Aprender a escribir libros es una tarea muy larga, un placer extraordinariamente laborioso que no se le regala a nadie. Lo que se llama la inspiración, la fluidez de la escritura, la sensación de que uno no arranca las palabras del papel, sino que ellas van por delante señalando el camino, sólo llega, si llega, después de mucho tiempo de dedicación disciplinada y entusiasta. Esos genios de la novela que andan a todas horas por los bares son genios de la botella más que de la literatura.

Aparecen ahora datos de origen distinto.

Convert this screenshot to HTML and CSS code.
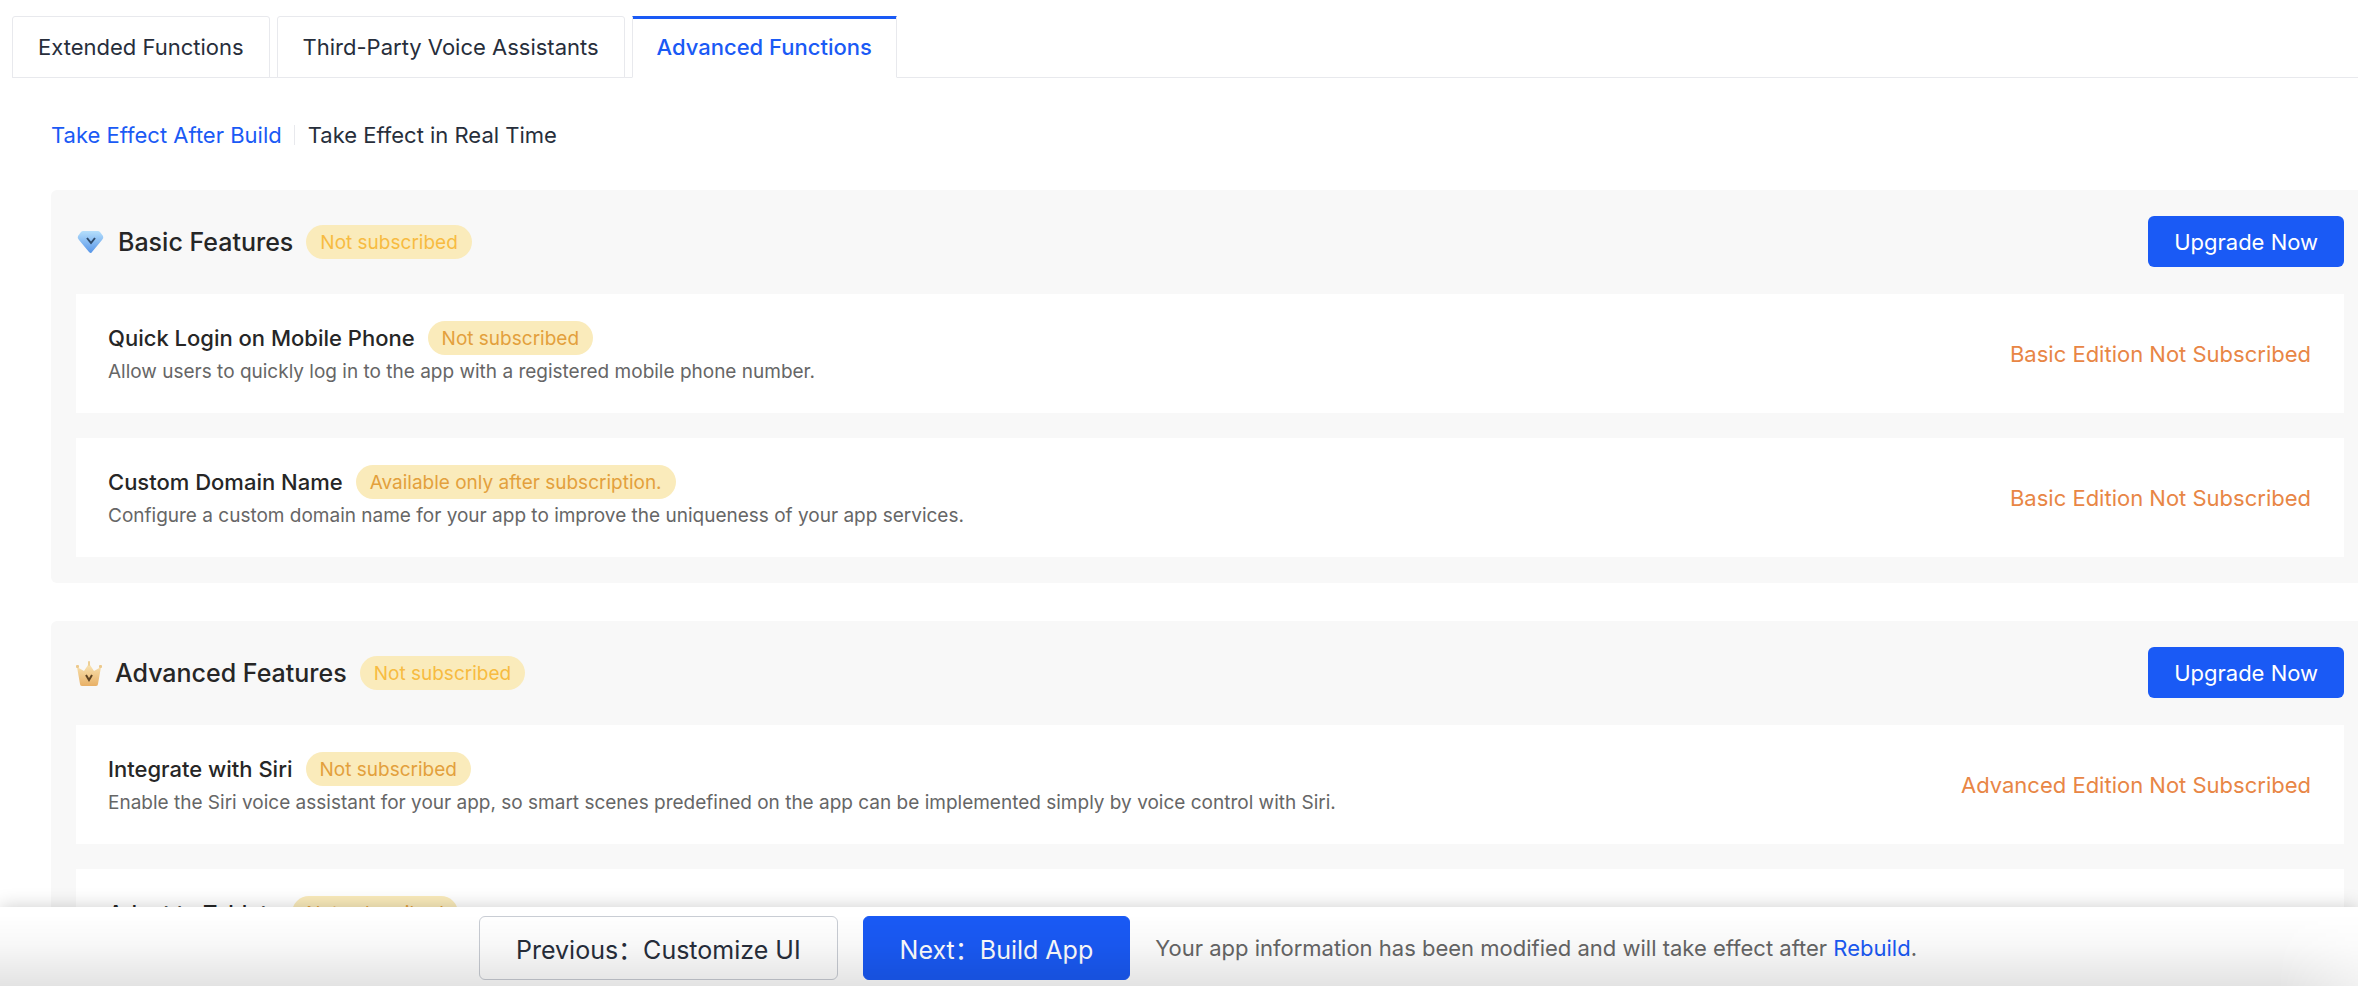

Y aprender a leer los libros y a gozarlos también es una tarea que requiere un esfuerzo largo y gradual, lleno de entrega y de paciencia, y también de humildad. Pero ya decía Lezama Lima que sólo lo difícil es estimulante. la literatura no está sólo en los libros, y menos aún en los grandilocuentes actos culturales, en las conversaciones chismosas de los literatos o en los suplementos literarios de los periódicos. Donde está y donde importa la literatura es en esa habitación cerrada donde alguien escribe a solas a altas horas de la noche, o en el dormitorio donde un padre le cuenta un cuento a su hijo, que tal vez dentro de unos años se desvelará leyendo un tebeo, y luego una novela. Uno de los lugares donde más intensamente sucede la literatura es un aula donde un profesor sin más ayuda que su entusiasmo y su coraje le transmite a uno solo de sus alumnos el amor por los libros, el gusto por la razón en vez de por la brutalidad, la conciencia de que el mundo es más grande y más valioso de todo lo que puede sugerirle la imaginación. La enseñanza de la literatura sirve para algo más que para descubrirnos lo que otros han escrito y es admirable: también para que nosotros mismos aprendamos a expresarnos mediante ese signo supremo de nuestra condición humana, la palabra inteligible, la palabra que significa y nombra y explica, no la que niega y oscurece, no la que siembra la mentira, la oscuridad y el odio.